** PROBLEM **
Drop the images; return everything else in the listing below exactly.

** DATA **
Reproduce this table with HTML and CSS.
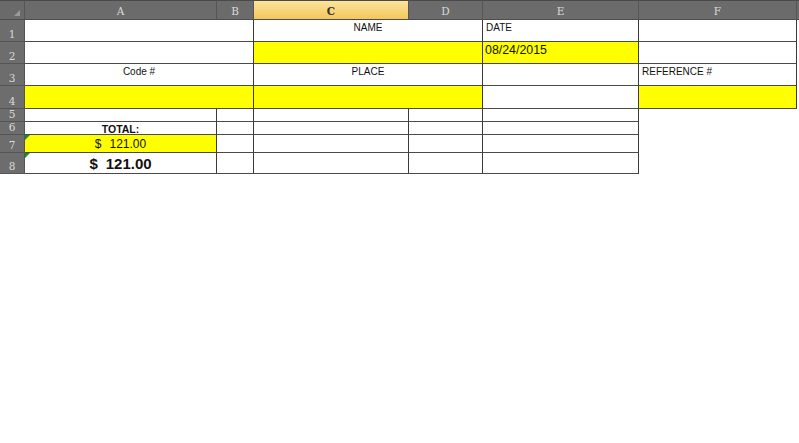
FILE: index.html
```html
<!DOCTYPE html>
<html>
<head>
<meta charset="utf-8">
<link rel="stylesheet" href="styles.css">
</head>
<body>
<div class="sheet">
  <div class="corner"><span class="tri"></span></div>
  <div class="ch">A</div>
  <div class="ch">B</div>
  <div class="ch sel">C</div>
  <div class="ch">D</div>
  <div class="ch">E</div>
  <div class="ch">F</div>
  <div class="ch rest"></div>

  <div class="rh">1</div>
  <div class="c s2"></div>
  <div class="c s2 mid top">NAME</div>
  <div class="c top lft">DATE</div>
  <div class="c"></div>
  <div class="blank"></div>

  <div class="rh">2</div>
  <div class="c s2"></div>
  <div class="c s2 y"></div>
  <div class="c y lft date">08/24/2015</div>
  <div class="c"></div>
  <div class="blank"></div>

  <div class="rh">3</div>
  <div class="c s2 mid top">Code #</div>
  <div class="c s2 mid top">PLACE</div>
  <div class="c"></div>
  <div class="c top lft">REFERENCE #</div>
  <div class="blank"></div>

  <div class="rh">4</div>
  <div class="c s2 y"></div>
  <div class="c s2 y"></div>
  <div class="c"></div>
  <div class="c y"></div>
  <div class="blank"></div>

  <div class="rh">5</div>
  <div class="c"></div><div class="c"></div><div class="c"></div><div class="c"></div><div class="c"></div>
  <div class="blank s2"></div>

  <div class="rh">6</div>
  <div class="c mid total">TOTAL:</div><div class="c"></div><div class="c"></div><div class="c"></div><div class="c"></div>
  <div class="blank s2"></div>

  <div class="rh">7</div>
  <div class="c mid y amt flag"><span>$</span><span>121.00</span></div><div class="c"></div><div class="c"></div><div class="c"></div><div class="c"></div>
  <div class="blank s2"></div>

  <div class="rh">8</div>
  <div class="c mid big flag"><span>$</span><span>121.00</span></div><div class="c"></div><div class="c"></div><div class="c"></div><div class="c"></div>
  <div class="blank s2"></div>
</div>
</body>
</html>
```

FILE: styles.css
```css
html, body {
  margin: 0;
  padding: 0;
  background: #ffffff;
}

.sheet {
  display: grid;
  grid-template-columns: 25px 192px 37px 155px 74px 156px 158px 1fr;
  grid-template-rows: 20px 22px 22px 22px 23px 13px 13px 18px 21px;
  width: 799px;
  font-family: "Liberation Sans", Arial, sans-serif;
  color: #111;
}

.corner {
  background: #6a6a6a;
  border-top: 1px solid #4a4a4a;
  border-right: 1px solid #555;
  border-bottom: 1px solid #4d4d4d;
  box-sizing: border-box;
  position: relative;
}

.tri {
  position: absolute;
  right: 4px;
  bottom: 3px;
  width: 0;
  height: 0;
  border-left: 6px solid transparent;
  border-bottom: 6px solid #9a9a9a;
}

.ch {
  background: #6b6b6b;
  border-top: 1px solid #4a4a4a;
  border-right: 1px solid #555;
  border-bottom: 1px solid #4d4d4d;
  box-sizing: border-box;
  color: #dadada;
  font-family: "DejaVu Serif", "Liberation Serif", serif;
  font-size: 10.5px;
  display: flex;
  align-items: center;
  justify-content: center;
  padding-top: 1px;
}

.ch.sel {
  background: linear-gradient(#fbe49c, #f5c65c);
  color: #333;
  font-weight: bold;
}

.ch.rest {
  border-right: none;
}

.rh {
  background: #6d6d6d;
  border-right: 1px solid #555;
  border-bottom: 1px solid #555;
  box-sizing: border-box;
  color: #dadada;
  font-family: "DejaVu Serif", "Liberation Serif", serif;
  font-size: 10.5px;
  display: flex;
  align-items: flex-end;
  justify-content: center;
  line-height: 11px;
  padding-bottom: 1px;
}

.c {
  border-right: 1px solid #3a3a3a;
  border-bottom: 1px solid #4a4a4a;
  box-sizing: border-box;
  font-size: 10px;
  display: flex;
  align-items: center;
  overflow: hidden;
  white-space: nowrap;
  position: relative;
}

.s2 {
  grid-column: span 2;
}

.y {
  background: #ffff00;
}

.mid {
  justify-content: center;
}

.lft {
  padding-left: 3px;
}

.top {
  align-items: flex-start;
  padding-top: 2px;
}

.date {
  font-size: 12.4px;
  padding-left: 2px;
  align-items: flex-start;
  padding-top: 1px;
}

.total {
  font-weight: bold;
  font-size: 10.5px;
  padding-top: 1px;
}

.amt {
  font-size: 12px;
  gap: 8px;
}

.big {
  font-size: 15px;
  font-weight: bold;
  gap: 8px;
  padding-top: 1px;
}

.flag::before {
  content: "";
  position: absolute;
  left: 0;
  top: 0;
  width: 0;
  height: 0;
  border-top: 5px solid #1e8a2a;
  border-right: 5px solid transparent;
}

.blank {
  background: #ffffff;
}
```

** EXERCISE ANSWER **
Reproduce this table with HTML and CSS.
FILE: index.html
```html
<!DOCTYPE html>
<html>
<head>
<meta charset="utf-8">
<link rel="stylesheet" href="styles.css">
</head>
<body>
<div class="sheet">
  <div class="corner"><span class="tri"></span></div>
  <div class="ch">A</div>
  <div class="ch">B</div>
  <div class="ch sel">C</div>
  <div class="ch">D</div>
  <div class="ch">E</div>
  <div class="ch">F</div>
  <div class="ch rest"></div>

  <div class="rh">1</div>
  <div class="c s2"></div>
  <div class="c s2 mid top">NAME</div>
  <div class="c top lft">DATE</div>
  <div class="c"></div>
  <div class="blank"></div>

  <div class="rh">2</div>
  <div class="c s2"></div>
  <div class="c s2 y"></div>
  <div class="c y lft date">08/24/2015</div>
  <div class="c"></div>
  <div class="blank"></div>

  <div class="rh">3</div>
  <div class="c s2 mid top">Code #</div>
  <div class="c s2 mid top">PLACE</div>
  <div class="c"></div>
  <div class="c top lft">REFERENCE #</div>
  <div class="blank"></div>

  <div class="rh">4</div>
  <div class="c s2 y"></div>
  <div class="c s2 y"></div>
  <div class="c"></div>
  <div class="c y"></div>
  <div class="blank"></div>

  <div class="rh">5</div>
  <div class="c"></div><div class="c"></div><div class="c"></div><div class="c"></div><div class="c"></div>
  <div class="blank s2"></div>

  <div class="rh">6</div>
  <div class="c mid total">TOTAL:</div><div class="c"></div><div class="c"></div><div class="c"></div><div class="c"></div>
  <div class="blank s2"></div>

  <div class="rh">7</div>
  <div class="c mid y amt flag"><span>$</span><span>121.00</span></div><div class="c"></div><div class="c"></div><div class="c"></div><div class="c"></div>
  <div class="blank s2"></div>

  <div class="rh">8</div>
  <div class="c mid big flag"><span>$</span><span>121.00</span></div><div class="c"></div><div class="c"></div><div class="c"></div><div class="c"></div>
  <div class="blank s2"></div>
</div>
</body>
</html>
```

FILE: styles.css
```css
html, body {
  margin: 0;
  padding: 0;
  background: #ffffff;
}

.sheet {
  display: grid;
  grid-template-columns: 25px 192px 37px 155px 74px 156px 158px 1fr;
  grid-template-rows: 20px 22px 22px 22px 23px 13px 13px 18px 21px;
  width: 799px;
  font-family: "Liberation Sans", Arial, sans-serif;
  color: #111;
}

.corner {
  background: #6a6a6a;
  border-top: 1px solid #4a4a4a;
  border-right: 1px solid #555;
  border-bottom: 1px solid #4d4d4d;
  box-sizing: border-box;
  position: relative;
}

.tri {
  position: absolute;
  right: 4px;
  bottom: 3px;
  width: 0;
  height: 0;
  border-left: 6px solid transparent;
  border-bottom: 6px solid #9a9a9a;
}

.ch {
  background: #6b6b6b;
  border-top: 1px solid #4a4a4a;
  border-right: 1px solid #555;
  border-bottom: 1px solid #4d4d4d;
  box-sizing: border-box;
  color: #dadada;
  font-family: "DejaVu Serif", "Liberation Serif", serif;
  font-size: 10.5px;
  display: flex;
  align-items: center;
  justify-content: center;
  padding-top: 1px;
}

.ch.sel {
  background: linear-gradient(#fbe49c, #f5c65c);
  color: #333;
  font-weight: bold;
}

.ch.rest {
  border-right: none;
}

.rh {
  background: #6d6d6d;
  border-right: 1px solid #555;
  border-bottom: 1px solid #555;
  box-sizing: border-box;
  color: #dadada;
  font-family: "DejaVu Serif", "Liberation Serif", serif;
  font-size: 10.5px;
  display: flex;
  align-items: flex-end;
  justify-content: center;
  line-height: 11px;
  padding-bottom: 1px;
}

.c {
  border-right: 1px solid #3a3a3a;
  border-bottom: 1px solid #4a4a4a;
  box-sizing: border-box;
  font-size: 10px;
  display: flex;
  align-items: center;
  overflow: hidden;
  white-space: nowrap;
  position: relative;
}

.s2 {
  grid-column: span 2;
}

.y {
  background: #ffff00;
}

.mid {
  justify-content: center;
}

.lft {
  padding-left: 3px;
}

.top {
  align-items: flex-start;
  padding-top: 2px;
}

.date {
  font-size: 12.4px;
  padding-left: 2px;
  align-items: flex-start;
  padding-top: 1px;
}

.total {
  font-weight: bold;
  font-size: 10.5px;
  padding-top: 1px;
}

.amt {
  font-size: 12px;
  gap: 8px;
}

.big {
  font-size: 15px;
  font-weight: bold;
  gap: 8px;
  padding-top: 1px;
}

.flag::before {
  content: "";
  position: absolute;
  left: 0;
  top: 0;
  width: 0;
  height: 0;
  border-top: 5px solid #1e8a2a;
  border-right: 5px solid transparent;
}

.blank {
  background: #ffffff;
}
```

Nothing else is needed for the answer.